Darin Demizio, a former Executive Director at Morgan Stanley and the head of its domestic securities lending desk, was sentenced today to 38 months’ imprisonment, and three years of supervised release for conspiring to commit securities fraud and wire fraud and making a false statement to agents of the Federal Bureau of Investigation. On March 20, 2009, following a two-week trial, a federal jury in Brooklyn convicted DeMizio on all counts in the indictment. The trial and sentencing proceeding were held before United States District Judge John Gleeson.

The sentence was announced by Benton J. Campbell, United States Attorney for the Eastern District of New York.

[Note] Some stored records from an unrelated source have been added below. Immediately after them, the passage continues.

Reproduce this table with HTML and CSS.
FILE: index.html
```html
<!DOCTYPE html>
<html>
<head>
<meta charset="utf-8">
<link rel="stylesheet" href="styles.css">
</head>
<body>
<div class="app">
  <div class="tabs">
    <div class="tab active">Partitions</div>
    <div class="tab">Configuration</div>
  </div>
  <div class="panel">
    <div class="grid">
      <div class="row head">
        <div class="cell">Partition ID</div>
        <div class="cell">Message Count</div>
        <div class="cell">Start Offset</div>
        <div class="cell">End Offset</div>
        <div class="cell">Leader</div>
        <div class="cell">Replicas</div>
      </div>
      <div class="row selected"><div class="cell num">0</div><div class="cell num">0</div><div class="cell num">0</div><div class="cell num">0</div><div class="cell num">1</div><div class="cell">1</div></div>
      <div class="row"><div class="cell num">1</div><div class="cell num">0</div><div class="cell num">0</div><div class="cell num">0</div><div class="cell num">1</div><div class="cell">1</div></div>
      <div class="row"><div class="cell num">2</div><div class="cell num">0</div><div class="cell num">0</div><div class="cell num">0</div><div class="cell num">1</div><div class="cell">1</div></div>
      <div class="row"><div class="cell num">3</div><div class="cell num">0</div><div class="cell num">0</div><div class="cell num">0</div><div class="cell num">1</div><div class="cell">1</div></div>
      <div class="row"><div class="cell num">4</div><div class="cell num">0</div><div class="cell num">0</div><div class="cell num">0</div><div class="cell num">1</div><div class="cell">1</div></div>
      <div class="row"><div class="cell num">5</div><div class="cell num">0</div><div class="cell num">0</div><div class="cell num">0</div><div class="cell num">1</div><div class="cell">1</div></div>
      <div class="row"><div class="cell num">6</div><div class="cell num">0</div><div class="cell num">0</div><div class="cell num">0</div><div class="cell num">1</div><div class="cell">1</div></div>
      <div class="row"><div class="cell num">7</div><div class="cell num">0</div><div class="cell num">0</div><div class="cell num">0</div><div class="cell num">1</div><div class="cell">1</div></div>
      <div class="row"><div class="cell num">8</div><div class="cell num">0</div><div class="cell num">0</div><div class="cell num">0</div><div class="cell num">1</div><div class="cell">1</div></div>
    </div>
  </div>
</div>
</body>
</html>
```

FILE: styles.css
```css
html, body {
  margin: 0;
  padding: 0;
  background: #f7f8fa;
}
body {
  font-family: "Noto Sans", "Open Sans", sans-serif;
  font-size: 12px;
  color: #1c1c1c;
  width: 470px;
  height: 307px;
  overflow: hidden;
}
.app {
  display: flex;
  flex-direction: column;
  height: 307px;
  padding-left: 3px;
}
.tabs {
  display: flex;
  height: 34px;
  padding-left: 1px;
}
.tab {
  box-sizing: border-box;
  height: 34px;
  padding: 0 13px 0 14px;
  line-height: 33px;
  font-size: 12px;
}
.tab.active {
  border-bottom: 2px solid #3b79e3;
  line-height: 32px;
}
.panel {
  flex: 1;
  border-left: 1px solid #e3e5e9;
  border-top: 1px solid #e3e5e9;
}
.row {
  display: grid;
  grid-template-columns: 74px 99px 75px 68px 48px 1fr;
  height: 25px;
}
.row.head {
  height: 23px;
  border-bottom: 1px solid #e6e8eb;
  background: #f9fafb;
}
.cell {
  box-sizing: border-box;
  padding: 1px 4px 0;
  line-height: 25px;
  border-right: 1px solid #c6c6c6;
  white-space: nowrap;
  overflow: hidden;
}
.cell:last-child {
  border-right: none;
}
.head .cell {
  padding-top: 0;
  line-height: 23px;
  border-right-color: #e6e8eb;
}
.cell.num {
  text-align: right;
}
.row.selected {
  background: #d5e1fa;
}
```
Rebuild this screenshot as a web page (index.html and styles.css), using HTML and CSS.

As established at trial, throughout the 1990s and until 2003, Demizio, a former Executive Director at Morgan Stanley and the head of its domestic securities lending desk, routinely directed Morgan Stanley securities lending business to smaller brokerage firms and finder firms in exchange for kickbacks paid to Demizio’s father and brother, Craig Demizio. Between January 2000 and January 2004 alone, the kickbacks totaled over $1.6 million. The payments were disguised to appear as finder fees when, in reality, Demizio’s father and brother had done little if any work as finders in connection with the securities lending transactions for which they were paid. Demizio’s brother, Craig Demizio, previously pleaded guilty to conspiracy to commit securities fraud and wire fraud, and on July 25, 2008, was sentenced to 21 months’ imprisonment.

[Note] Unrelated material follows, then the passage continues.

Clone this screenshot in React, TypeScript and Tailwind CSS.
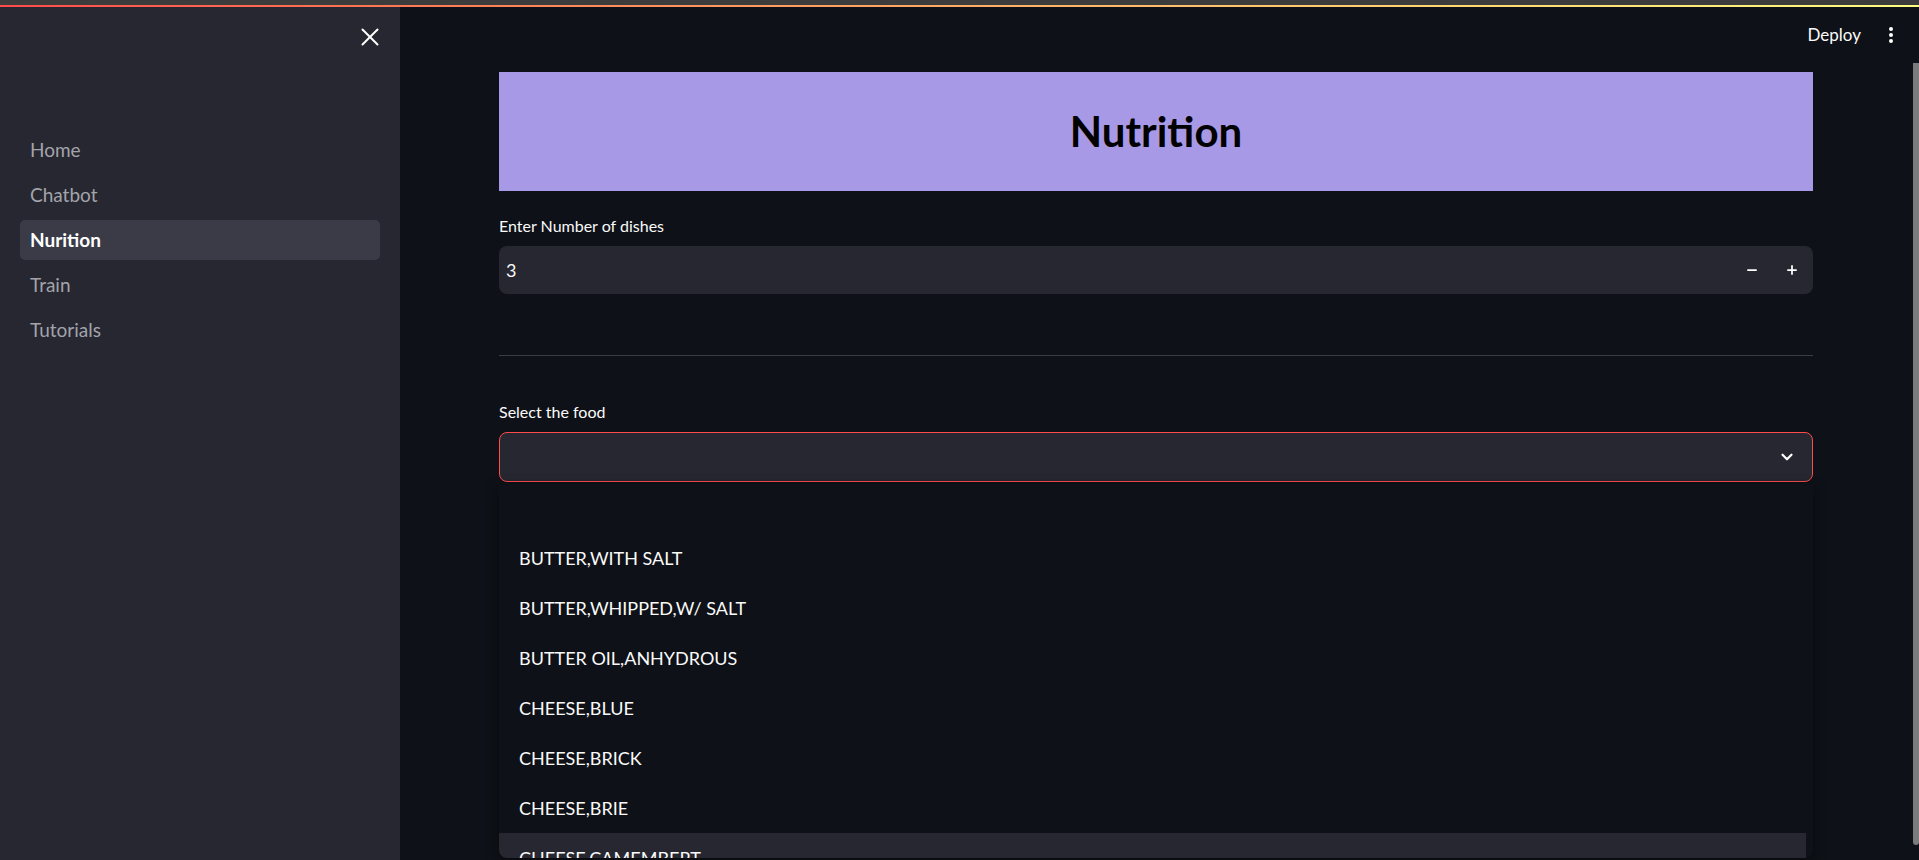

Demizio’s conviction marks the 29th conviction stemming from the Office’s ongoing industry-wide investigation into allegations of bribery and kickbacks in the securities lending business, also called the “stock-loan” industry. Securities firms often borrow and loan securities among themselves for a number of reasons, including facilitating short-sale transactions. Stock-loan “finders” can assist these firms by locating inventories of a given security and matching borrowers and lenders in stock-loan transactions. The continuing investigation disclosed that stock-loan traders at several large brokerage firms funneled millions of dollars in fraudulent “finder fees” to their co-conspirators, often where no finders’ services had been rendered, in exchange for cash bribes and, in some instances, payments to the traders, or the traders’ relatives. The defendants who previously pleaded guilty in this district to federal kickback and bribery schemes include former securities lending traders at A.G. Edwards and Sons, Inc.; Janney Montgomery Scott LLC; JP Morgan Chase; Kellner Dileo & Company, Inc.; Oppenheimer & Co., Inc.; Morgan Stanley; National Investors Services, also known as TD Waterhouse; Nomura Securities International Inc.; Pax Clearing Corporation; PFPC Worldwide; Schonfeld Securities; and Van der Moolen Specialists.

Mr. Campbell expressed his appreciation to the Federal Bureau of Investigation, the agency responsible for leading the government’s investigation, and thanked the Securities and Exchange Commission for its assistance.

The government’s case was prosecuted by Assistant United States Attorneys Kelly T. Currie, Winston Y. Chan, and Winston M. Paes.